* AIM OF THE TASK:
Copy out all lines in the data below containing the string "Tailwind".

* SUPPLIED DATA:

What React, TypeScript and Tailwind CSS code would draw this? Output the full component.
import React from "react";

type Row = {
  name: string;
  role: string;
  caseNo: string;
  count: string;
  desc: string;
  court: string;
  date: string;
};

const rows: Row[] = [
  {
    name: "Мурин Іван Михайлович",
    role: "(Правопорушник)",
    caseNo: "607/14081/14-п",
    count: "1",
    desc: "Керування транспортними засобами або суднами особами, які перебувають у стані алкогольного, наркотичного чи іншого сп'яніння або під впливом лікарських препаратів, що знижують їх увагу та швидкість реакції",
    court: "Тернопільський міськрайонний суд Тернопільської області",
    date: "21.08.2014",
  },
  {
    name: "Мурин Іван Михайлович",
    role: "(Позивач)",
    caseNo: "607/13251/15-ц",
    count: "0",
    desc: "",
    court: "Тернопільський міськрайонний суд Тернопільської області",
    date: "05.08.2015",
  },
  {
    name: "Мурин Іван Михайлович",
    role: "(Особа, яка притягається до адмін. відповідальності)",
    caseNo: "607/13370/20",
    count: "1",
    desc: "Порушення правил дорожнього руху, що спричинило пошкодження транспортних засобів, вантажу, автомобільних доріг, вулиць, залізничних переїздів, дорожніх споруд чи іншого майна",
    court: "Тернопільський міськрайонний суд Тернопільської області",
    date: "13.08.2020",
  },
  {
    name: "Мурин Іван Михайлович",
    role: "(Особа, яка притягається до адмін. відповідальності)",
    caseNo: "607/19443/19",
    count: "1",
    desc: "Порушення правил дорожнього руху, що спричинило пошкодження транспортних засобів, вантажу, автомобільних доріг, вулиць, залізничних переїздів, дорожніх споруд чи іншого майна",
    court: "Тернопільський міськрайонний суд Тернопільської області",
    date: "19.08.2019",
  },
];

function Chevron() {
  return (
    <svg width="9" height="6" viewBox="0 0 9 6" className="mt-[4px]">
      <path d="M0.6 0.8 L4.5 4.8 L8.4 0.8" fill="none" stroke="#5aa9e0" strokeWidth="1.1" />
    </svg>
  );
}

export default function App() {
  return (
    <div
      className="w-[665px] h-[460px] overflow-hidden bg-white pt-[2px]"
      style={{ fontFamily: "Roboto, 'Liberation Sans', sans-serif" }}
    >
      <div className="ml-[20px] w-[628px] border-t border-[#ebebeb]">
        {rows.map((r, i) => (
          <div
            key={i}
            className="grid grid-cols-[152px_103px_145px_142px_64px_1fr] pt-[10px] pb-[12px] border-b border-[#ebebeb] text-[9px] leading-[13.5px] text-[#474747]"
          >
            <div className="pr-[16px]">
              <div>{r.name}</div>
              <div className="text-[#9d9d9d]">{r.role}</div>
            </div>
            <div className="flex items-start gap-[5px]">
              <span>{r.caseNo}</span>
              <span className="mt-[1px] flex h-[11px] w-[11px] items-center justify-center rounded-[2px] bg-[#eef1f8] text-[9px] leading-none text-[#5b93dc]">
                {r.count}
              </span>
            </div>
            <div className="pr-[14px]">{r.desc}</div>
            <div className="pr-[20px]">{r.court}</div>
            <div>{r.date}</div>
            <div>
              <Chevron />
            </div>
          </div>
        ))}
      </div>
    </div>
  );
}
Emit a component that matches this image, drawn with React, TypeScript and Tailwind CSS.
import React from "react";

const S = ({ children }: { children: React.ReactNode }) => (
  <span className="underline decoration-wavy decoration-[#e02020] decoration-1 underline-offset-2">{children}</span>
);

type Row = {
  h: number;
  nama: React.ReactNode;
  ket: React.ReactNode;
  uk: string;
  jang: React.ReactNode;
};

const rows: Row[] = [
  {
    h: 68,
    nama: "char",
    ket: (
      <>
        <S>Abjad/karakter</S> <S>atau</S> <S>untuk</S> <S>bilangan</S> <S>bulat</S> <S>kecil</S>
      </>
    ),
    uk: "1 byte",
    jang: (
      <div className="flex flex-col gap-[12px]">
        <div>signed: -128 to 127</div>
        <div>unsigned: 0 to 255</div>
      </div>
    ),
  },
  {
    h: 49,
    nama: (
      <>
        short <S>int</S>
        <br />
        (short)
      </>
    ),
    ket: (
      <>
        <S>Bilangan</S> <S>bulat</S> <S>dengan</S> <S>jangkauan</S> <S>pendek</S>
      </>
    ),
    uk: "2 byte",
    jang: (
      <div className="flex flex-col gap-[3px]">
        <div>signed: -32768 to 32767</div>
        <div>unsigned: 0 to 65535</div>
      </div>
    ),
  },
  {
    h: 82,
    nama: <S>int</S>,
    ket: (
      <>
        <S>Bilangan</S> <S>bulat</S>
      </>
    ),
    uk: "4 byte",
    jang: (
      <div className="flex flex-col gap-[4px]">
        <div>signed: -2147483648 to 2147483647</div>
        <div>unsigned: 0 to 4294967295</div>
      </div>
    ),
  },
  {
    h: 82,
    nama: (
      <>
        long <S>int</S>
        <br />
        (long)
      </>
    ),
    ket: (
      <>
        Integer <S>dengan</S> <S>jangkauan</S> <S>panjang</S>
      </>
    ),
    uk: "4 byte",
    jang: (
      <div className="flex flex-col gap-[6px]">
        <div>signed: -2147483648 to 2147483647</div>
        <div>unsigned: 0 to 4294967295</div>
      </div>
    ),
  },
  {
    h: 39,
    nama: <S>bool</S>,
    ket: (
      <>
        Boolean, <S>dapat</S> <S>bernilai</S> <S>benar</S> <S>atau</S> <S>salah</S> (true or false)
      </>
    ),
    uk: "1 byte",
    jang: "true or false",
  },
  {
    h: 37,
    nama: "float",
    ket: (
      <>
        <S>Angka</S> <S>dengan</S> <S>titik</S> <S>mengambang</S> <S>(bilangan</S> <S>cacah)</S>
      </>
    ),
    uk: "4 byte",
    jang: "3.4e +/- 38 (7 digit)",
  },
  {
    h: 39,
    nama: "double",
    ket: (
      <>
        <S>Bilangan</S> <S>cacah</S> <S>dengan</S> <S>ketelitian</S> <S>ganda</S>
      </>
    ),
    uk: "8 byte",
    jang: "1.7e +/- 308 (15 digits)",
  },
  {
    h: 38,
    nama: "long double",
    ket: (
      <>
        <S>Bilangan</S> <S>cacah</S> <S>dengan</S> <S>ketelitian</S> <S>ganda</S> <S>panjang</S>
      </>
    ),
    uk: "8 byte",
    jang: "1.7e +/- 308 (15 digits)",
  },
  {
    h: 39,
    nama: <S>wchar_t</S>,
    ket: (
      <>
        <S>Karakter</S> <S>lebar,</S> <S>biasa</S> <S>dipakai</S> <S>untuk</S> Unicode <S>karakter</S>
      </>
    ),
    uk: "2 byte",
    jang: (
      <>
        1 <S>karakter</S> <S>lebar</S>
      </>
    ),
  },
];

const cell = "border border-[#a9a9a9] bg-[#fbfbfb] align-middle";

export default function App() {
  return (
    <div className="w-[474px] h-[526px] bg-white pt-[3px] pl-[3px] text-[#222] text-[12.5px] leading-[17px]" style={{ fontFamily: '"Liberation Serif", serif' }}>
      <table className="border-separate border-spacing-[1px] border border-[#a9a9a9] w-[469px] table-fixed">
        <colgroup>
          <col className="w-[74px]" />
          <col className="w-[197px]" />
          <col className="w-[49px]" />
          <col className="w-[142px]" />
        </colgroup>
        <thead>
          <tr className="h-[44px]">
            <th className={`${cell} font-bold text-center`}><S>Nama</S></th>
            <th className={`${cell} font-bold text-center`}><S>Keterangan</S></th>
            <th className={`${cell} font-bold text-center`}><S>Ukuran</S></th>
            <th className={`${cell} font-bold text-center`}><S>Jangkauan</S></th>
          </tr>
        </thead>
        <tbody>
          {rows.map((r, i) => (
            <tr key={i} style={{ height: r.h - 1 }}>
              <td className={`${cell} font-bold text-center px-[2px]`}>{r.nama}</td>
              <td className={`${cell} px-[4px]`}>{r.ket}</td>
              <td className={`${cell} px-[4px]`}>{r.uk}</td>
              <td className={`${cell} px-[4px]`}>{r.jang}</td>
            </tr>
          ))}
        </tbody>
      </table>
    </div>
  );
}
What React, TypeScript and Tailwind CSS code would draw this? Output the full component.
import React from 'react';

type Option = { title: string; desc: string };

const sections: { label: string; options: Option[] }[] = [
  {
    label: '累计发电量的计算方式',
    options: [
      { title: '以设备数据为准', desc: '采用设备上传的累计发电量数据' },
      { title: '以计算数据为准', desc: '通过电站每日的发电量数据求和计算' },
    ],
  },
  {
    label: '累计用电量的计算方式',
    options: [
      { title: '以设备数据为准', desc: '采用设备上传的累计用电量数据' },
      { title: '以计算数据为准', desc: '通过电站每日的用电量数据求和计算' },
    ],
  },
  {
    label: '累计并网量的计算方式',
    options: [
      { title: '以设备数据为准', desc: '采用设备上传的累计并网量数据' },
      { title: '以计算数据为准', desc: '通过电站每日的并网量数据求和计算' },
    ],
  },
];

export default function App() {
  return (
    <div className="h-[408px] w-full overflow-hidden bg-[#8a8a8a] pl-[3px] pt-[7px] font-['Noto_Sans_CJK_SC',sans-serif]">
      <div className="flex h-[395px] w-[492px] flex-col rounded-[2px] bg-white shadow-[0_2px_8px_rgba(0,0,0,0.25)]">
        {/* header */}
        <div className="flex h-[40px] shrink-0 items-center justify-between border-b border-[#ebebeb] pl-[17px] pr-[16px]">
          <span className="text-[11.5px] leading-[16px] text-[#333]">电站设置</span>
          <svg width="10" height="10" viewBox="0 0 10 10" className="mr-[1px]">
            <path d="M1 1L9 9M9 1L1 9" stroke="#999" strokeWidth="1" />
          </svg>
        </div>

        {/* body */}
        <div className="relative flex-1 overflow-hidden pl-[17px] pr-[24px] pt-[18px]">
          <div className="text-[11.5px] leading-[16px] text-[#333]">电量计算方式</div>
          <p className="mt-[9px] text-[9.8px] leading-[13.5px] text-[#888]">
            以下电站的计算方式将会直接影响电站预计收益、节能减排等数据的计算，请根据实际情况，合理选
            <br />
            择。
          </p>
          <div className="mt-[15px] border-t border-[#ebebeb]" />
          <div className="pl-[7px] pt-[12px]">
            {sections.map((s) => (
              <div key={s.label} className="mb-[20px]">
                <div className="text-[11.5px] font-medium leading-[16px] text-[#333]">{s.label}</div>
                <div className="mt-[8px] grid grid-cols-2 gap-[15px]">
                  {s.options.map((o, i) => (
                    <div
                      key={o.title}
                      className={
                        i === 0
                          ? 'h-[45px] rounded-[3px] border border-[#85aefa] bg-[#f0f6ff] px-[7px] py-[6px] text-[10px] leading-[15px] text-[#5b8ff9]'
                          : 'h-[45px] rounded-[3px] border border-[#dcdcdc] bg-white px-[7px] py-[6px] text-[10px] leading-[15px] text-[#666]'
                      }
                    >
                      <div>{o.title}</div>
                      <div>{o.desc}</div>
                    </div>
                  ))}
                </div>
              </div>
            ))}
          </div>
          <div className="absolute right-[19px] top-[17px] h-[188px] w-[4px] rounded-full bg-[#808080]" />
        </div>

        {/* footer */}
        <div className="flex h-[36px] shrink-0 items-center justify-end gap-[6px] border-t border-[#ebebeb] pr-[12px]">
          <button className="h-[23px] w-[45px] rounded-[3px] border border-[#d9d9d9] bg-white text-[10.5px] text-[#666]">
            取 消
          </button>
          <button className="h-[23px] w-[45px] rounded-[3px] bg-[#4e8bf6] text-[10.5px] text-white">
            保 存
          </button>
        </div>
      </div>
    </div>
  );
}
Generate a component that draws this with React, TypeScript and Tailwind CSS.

* CORRECT OUTPUT:
What React, TypeScript and Tailwind CSS code would draw this? Output the full component.
Emit a component that matches this image, drawn with React, TypeScript and Tailwind CSS.
What React, TypeScript and Tailwind CSS code would draw this? Output the full component.
Generate a component that draws this with React, TypeScript and Tailwind CSS.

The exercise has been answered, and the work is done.